━━━ AVAILABLE DATA ━━━
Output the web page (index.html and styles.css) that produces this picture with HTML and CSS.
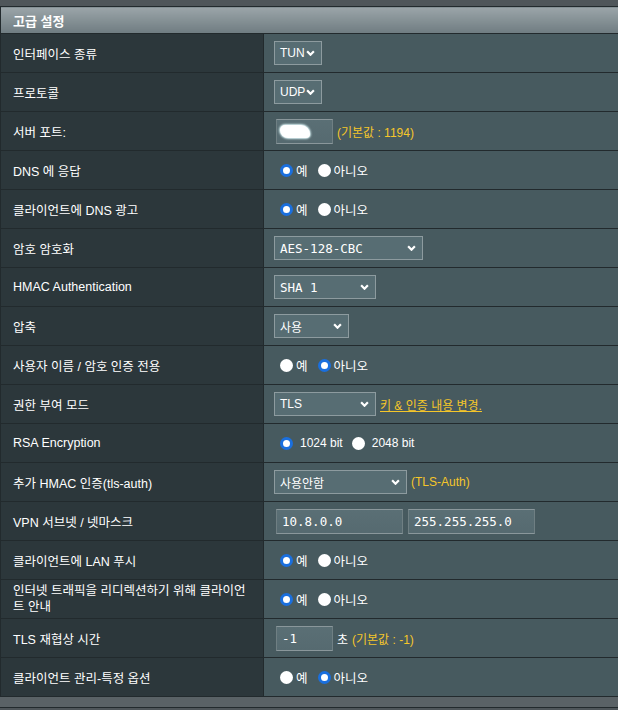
FILE: index.html
```html
<!DOCTYPE html>
<html lang="ko">
<head>
<meta charset="utf-8">
<link rel="stylesheet" href="styles.css">
</head>
<body>
<table class="form">
  <colgroup><col class="c1"><col class="c2"></colgroup>
  <thead>
    <tr><td colspan="2" class="head">고급 설정</td></tr>
  </thead>
  <tbody>
    <tr><th>인터페이스 종류</th><td><div class="sel w48 sans"><span>TUN</span><svg class="chev" viewBox="0 0 8 5"><path d="M1 1 L4 4 L7 1"/></svg></div></td></tr>
    <tr><th>프로토콜</th><td><div class="sel w48 sans"><span>UDP</span><svg class="chev" viewBox="0 0 8 5"><path d="M1 1 L4 4 L7 1"/></svg></div></td></tr>
    <tr><th>서버 포트:</th><td><div class="row"><div class="inp w57"><span class="blob"></span></div><span class="hint">(기본값 : 1194)</span></div></td></tr>
    <tr><th>DNS 에 응답</th><td><div class="radios"><span class="radio on"></span><span class="rl">예</span><span class="radio"></span><span class="rl">아니오</span></div></td></tr>
    <tr><th>클라이언트에 DNS 광고</th><td><div class="radios"><span class="radio on"></span><span class="rl">예</span><span class="radio"></span><span class="rl">아니오</span></div></td></tr>
    <tr><th>암호 암호화</th><td><div class="sel w149 mono"><span>AES-128-CBC</span><svg class="chev" viewBox="0 0 8 5"><path d="M1 1 L4 4 L7 1"/></svg></div></td></tr>
    <tr><th>HMAC Authentication</th><td><div class="sel w102 mono"><span>SHA 1</span><svg class="chev" viewBox="0 0 8 5"><path d="M1 1 L4 4 L7 1"/></svg></div></td></tr>
    <tr><th>압축</th><td><div class="sel w75 sans"><span>사용</span><svg class="chev" viewBox="0 0 8 5"><path d="M1 1 L4 4 L7 1"/></svg></div></td></tr>
    <tr><th>사용자 이름 / 암호 인증 전용</th><td><div class="radios"><span class="radio"></span><span class="rl">예</span><span class="radio on"></span><span class="rl">아니오</span></div></td></tr>
    <tr><th>권한 부여 모드</th><td><div class="row"><div class="sel w102 sans"><span>TLS</span><svg class="chev" viewBox="0 0 8 5"><path d="M1 1 L4 4 L7 1"/></svg></div><a class="link" href="#">키 &amp; 인증 내용 변경.</a></div></td></tr>
    <tr><th>RSA Encryption</th><td><div class="radios rsa"><span class="radio on"></span><span class="rl">1024 bit</span><span class="radio"></span><span class="rl">2048 bit</span></div></td></tr>
    <tr><th>추가 HMAC 인증(tls-auth)</th><td><div class="row"><div class="sel w133 sans"><span>사용안함</span><svg class="chev" viewBox="0 0 8 5"><path d="M1 1 L4 4 L7 1"/></svg></div><span class="hint">(TLS-Auth)</span></div></td></tr>
    <tr><th>VPN 서브넷 / 넷마스크</th><td><div class="row two"><div class="inp w127 mono">10.8.0.0</div><div class="inp w127 mono">255.255.255.0</div></div></td></tr>
    <tr><th>클라이언트에 LAN 푸시</th><td><div class="radios"><span class="radio on"></span><span class="rl">예</span><span class="radio"></span><span class="rl">아니오</span></div></td></tr>
    <tr><th class="wrap">인터넷 트래픽을 리디렉션하기 위해 클라이언<br>트 안내</th><td><div class="radios"><span class="radio on"></span><span class="rl">예</span><span class="radio"></span><span class="rl">아니오</span></div></td></tr>
    <tr><th>TLS 재협상 시간</th><td><div class="row"><div class="inp w57 mono">-1</div><span class="unit">초</span><span class="hint">(기본값 : -1)</span></div></td></tr>
    <tr><th>클라이언트 관리-특정 옵션</th><td><div class="radios"><span class="radio"></span><span class="rl">예</span><span class="radio on"></span><span class="rl">아니오</span></div></td></tr>
  </tbody>
</table>
<div class="after"></div>
</body>
</html>
```
FILE: styles.css
```css
html, body {
  margin: 0;
  padding: 0;
}
body {
  background: #4f565a;
  padding-top: 6px;
  font-family: "Liberation Sans", "Noto Sans CJK KR", sans-serif;
  font-size: 12px;
  color: #ffffff;
  overflow: hidden;
  width: 618px;
  height: 710px;
  box-sizing: border-box;
}
.form {
  border-collapse: collapse;
  table-layout: fixed;
  width: 618px;
}
.c1 { width: 263px; }
.form td, .form th {
  border: 1px solid #222a2d;
  padding: 0;
}
.form td:last-child { border-right: 0; }
.head {
  height: 26px;
  background: linear-gradient(#9ba5a9, #6f7c81);
  font-weight: bold;
  font-size: 13px;
  padding: 0 0 0 12px !important;
  color: #ffffff;
}
.form th {
  background: #2c373b;
  text-align: left;
  font-weight: normal;
  height: 38px;
  padding-left: 12px;
  color: #ffffff;
  font-size: 12.5px;
}
.form th.wrap {
  white-space: nowrap;
  line-height: 16px;
}
.form tbody td {
  background: #475a5f;
  height: 38px;
  padding-left: 10px;
}
.row {
  display: flex;
  align-items: center;
}
.sel {
  display: flex;
  align-items: center;
  justify-content: space-between;
  box-sizing: border-box;
  height: 24px;
  background: #576d73;
  border: 1px solid #8d9b9f;
  padding: 0 6px 0 5px;
  color: #ffffff;
}
.sans { font-family: "Liberation Sans", "Noto Sans CJK KR", sans-serif; font-size: 12px; }
.mono { font-family: "DejaVu Sans Mono", "Noto Sans CJK KR", monospace; font-size: 12.5px; }
.chev {
  width: 9px;
  height: 6px;
  fill: none;
  stroke: #ffffff;
  stroke-width: 2;
}
.w48 { width: 48px; }
.w57 { width: 57px; }
.w75 { width: 75px; }
.w102 { width: 102px; }
.w127 { width: 127px; }
.w133 { width: 133px; }
.w149 { width: 149px; }
.inp {
  box-sizing: border-box;
  height: 25px;
  background: linear-gradient(#5a6f75, #566a70);
  border: 1px solid #8a979b;
  border-left-color: #6f7f83;
  border-right-color: #6f7f83;
  margin-left: 2px;
  padding-left: 5px;
  display: flex;
  align-items: center;
  color: #ffffff;
}
.two .inp + .inp { margin-left: 5px; }
.blob {
  display: block;
  width: 30px;
  height: 13px;
  background: #ffffff;
  border-radius: 5px 9px 4px 8px;
  box-shadow: 0 0 2px 1px #d9f1f3;
  filter: blur(0.6px);
  margin-left: -2px;
}
.hint {
  color: #f5c62a;
  margin-left: 4px;
}
.unit { margin-left: 4px; }
.link {
  color: #f5c62a;
  text-decoration: underline;
  margin-left: 4px;
}
.radios {
  display: flex;
  align-items: center;
  padding-left: 6px;
  font-size: 12.5px;
}
.radio {
  box-sizing: border-box;
  width: 13px;
  height: 13px;
  border-radius: 50%;
  background: #ffffff;
  flex: none;
}
.radio.on {
  border: 3px solid #1a6fde;
}
.rl { margin-left: 3px; margin-right: 10px; }
.rsa { font-size: 12px; }
.rsa .rl { margin-left: 7px; margin-right: 9px; }
.after {
  height: 10px;
  background: #5a6266;
  border-bottom: 1px solid #222a2d;
}
```
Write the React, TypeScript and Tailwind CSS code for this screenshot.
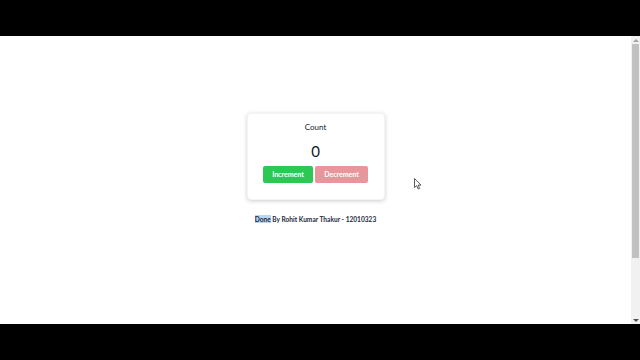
import React, { useState } from 'react';

export default function App() {
  const [count, setCount] = useState(0);

  return (
    <div className="w-[640px] h-[360px] flex flex-col bg-black overflow-hidden" style={{ fontFamily: 'Lato, "Noto Sans", sans-serif' }}>
      <div className="h-[36px] bg-black" />

      <div className="relative flex h-[288px] bg-white">
        <main className="flex-1 flex flex-col items-center pt-[77px]">
          <div className="w-[138px] h-[87px] rounded-[4px] bg-white border border-gray-100 shadow-[0_1px_4px_rgba(0,0,0,0.2)] flex flex-col items-center pt-[8px]">
            <h2 className="text-[8px] text-gray-900 leading-[10px]">Count</h2>
            <p className="mt-[11px] text-[15px] leading-[16px] text-gray-900">{count}</p>
            <div className="mt-[7px] flex gap-[2px]">
              <button
                onClick={() => setCount(count + 1)}
                className="w-[50px] h-[17px] rounded-[2px] bg-[#2bc954] text-white text-[7px] font-bold"
              >
                Increment
              </button>
              <button
                disabled={count === 0}
                onClick={() => setCount(count - 1)}
                className="w-[53px] h-[17px] rounded-[2px] bg-[#e8959c] text-white text-[7px] font-bold"
              >
                Decrement
              </button>
            </div>
          </div>

          <p className="mt-[14px] text-[6.6px] font-bold text-gray-800 leading-[10px]">
            <span className="bg-[#b9d6f5]">Done</span> By Rohit Kumar Thakur - 12010323
          </p>
        </main>

        <div className="w-[9px] bg-[#f1f1f1] flex flex-col items-center">
          <div className="h-[8px] flex items-center justify-center">
            <div className="w-0 h-0 border-l-[3px] border-r-[3px] border-b-[3px] border-l-transparent border-r-transparent border-b-[#a3a3a3]" />
          </div>
          <div className="w-[7px] h-[214px] bg-[#c1c1c1]" />
          <div className="flex-1" />
          <div className="h-[8px] flex items-center justify-center">
            <div className="w-0 h-0 border-l-[3px] border-r-[3px] border-t-[3px] border-l-transparent border-r-transparent border-t-[#505050]" />
          </div>
        </div>

        <svg className="absolute left-[414px] top-[142px]" width="8" height="12" viewBox="0 0 8 12">
          <path d="M0.5 0.5 L0.5 9.5 L2.7 7.6 L4.2 11 L5.6 10.4 L4.1 7.1 L7 7.1 Z" fill="white" stroke="#333" strokeWidth="0.8" strokeLinejoin="round" />
        </svg>
      </div>

      <div className="flex-1 bg-black" />
    </div>
  );
}
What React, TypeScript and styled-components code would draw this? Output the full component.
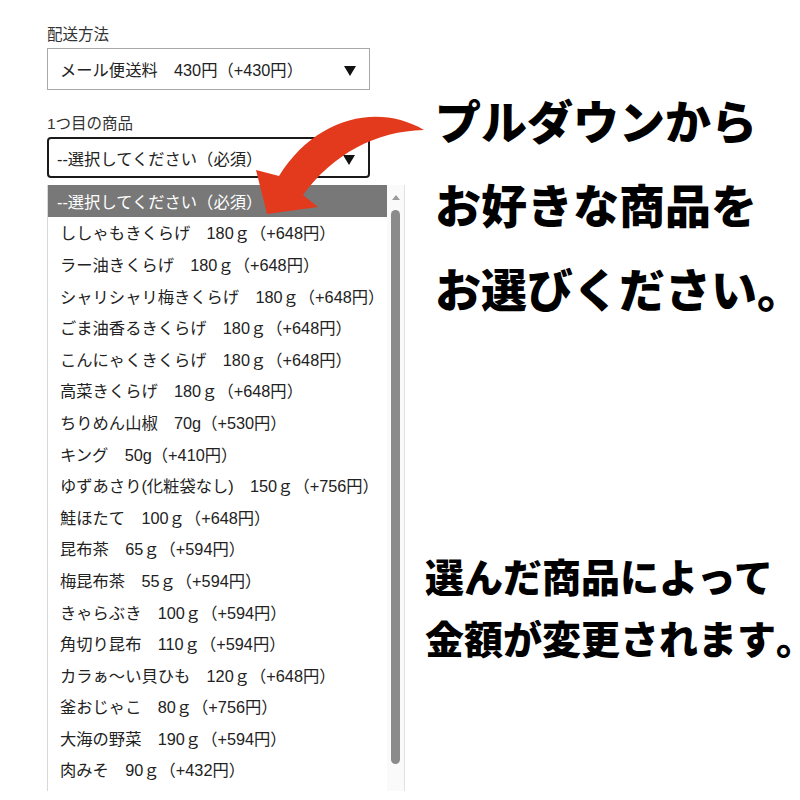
import React from "react";
import styled, { createGlobalStyle } from "styled-components";

const Global = createGlobalStyle`
  html, body { margin: 0; padding: 0; background: #fff; }
  body { font-family: "Liberation Sans", "Noto Sans CJK JP", sans-serif; }
`;

const Page = styled.div`
  position: relative;
  width: 800px;
  height: 800px;
  overflow: hidden;
  display: flex;
  background: #fff;
`;

const FormColumn = styled.div`
  width: 358px;
  padding: 26px 0 0 47px;
  display: flex;
  flex-direction: column;
  flex-shrink: 0;
`;

const Label = styled.div<{ $top?: number }>`
  font-size: 15.5px;
  color: #333;
  line-height: 18px;
  margin-top: ${(p) => p.$top ?? 0}px;
  margin-bottom: 4px;
`;

const SelectBox = styled.div<{ $focused?: boolean }>`
  box-sizing: border-box;
  width: 323px;
  height: ${(p) => (p.$focused ? 41 : 42)}px;
  display: flex;
  align-items: center;
  justify-content: space-between;
  padding: 0 13px 0 ${(p) => (p.$focused ? 8 : 12)}px;
  font-size: 16.3px;
  color: #222;
  border: ${(p) => (p.$focused ? "2px solid #1a1a1a" : "1px solid #a8a8a8")};
  border-radius: ${(p) => (p.$focused ? 4 : 0)}px;
  background: #fff;
`;

/* solid down-pointing triangle of the select */
const Caret = styled.span`
  width: 0;
  height: 0;
  margin-top: 4px;
  border-left: 6px solid transparent;
  border-right: 6px solid transparent;
  border-top: 10px solid #111;
`;

const ListBox = styled.div`
  box-sizing: border-box;
  margin-top: 7px;
  width: 358px;
  height: 606px;
  display: flex;
  border-left: 1px solid #d8d8d8;
  background: #fff;
`;

const Options = styled.div`
  flex: 1;
  display: flex;
  flex-direction: column;
  overflow: hidden;
`;

const Option = styled.div<{ $active?: boolean }>`
  height: 31.6px;
  flex-shrink: 0;
  display: flex;
  align-items: center;
  padding-left: ${(p) => (p.$active ? 9 : 12)}px;
  font-size: 16.3px;
  white-space: nowrap;
  color: ${(p) => (p.$active ? "#fff" : "#222")};
  background: ${(p) => (p.$active ? "#787878" : "transparent")};
`;

const Track = styled.div`
  width: 17px;
  flex-shrink: 0;
  display: flex;
  flex-direction: column;
  align-items: center;
  background: #fafafa;
  border-right: 1px solid #e2e2e2;
  padding-top: 10px;
`;

const UpArrow = styled.div`
  width: 0;
  height: 0;
  border-left: 4px solid transparent;
  border-right: 4px solid transparent;
  border-bottom: 5px solid #9a9a9a;
`;

const Thumb = styled.div`
  margin-top: 10px;
  width: 9px;
  height: 554px;
  border-radius: 5px;
  background: #8b8b8b;
`;

const MessageColumn = styled.div`
  flex: 1;
  display: flex;
  flex-direction: column;
  padding-left: 30px;
  font-family: "Noto Sans CJK JP", sans-serif;
  font-weight: 900;
  color: #000;
`;

const Headline = styled.div<{ $size: number; $line: number; $top: number; $shift?: number }>`
  font-size: ${(p) => p.$size}px;
  line-height: ${(p) => p.$line}px;
  margin-top: ${(p) => p.$top}px;
  margin-left: ${(p) => p.$shift ?? 0}px;
  white-space: nowrap;
`;

/* half-width full stop so the line ends where the glyph does */
const Stop = styled.span`
  font-feature-settings: "halt" 1;
`;

const ArrowOverlay = styled.svg`
  position: absolute;
  left: 0;
  top: 0;
  pointer-events: none;
`;

const items = [
  "ししゃもきくらげ　180ｇ（+648円）",
  "ラー油きくらげ　180ｇ（+648円）",
  "シャリシャリ梅きくらげ　180ｇ（+648円）",
  "ごま油香るきくらげ　180ｇ（+648円）",
  "こんにゃくきくらげ　180ｇ（+648円）",
  "高菜きくらげ　180ｇ（+648円）",
  "ちりめん山椒　70g（+530円）",
  "キング　50g（+410円）",
  "ゆずあさり(化粧袋なし)　150ｇ（+756円）",
  "鮭ほたて　100ｇ（+648円）",
  "昆布茶　65ｇ（+594円）",
  "梅昆布茶　55ｇ（+594円）",
  "きゃらぶき　100ｇ（+594円）",
  "角切り昆布　110ｇ（+594円）",
  "カラぁ～い貝ひも　120ｇ（+648円）",
  "釜おじゃこ　80ｇ（+756円）",
  "大海の野菜　190ｇ（+594円）",
  "肉みそ　90ｇ（+432円）",
];

export default function App() {
  return (
    <Page>
      <Global />
      <FormColumn>
        <Label>配送方法</Label>
        <SelectBox>
          <span>メール便送料　430円（+430円）</span>
          <Caret />
        </SelectBox>
        <Label $top={25}>1つ目の商品</Label>
        <SelectBox $focused>
          <span>--選択してください（必須）</span>
          <Caret />
        </SelectBox>
        <ListBox>
          <Options>
            <Option $active>--選択してください（必須）</Option>
            {items.map((t) => (
              <Option key={t}>{t}</Option>
            ))}
          </Options>
          <Track>
            <UpArrow />
            <Thumb />
          </Track>
        </ListBox>
      </FormColumn>
      <MessageColumn>
        <Headline $size={46} $line={84} $top={77}>プルダウンから</Headline>
        <Headline $size={46} $line={84} $top={0}>お好きな商品を</Headline>
        <Headline $size={46} $line={84} $top={0}>
          お選びください<Stop>。</Stop>
        </Headline>
        <Headline $size={39} $line={62} $top={215} $shift={-10}>選んだ商品によって</Headline>
        <Headline $size={39} $line={62} $top={0} $shift={-10}>
          金額が変更されます<Stop>。</Stop>
        </Headline>
      </MessageColumn>
      <ArrowOverlay width="800" height="800" viewBox="0 0 800 800">
        <path
          d="M 424 130 C 378 103, 316 117, 279 176 L 256 170 L 267 214 L 318 207 L 303 195 C 333 154, 376 131, 424 130 Z"
          fill="#e33a1d"
        />
      </ArrowOverlay>
    </Page>
  );
}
━━━
In the listing above, locate each line with "components" and copy it.

- TASK SOLUTION
What React, TypeScript and styled-components code would draw this? Output the full component.
import styled, { createGlobalStyle } from "styled-components";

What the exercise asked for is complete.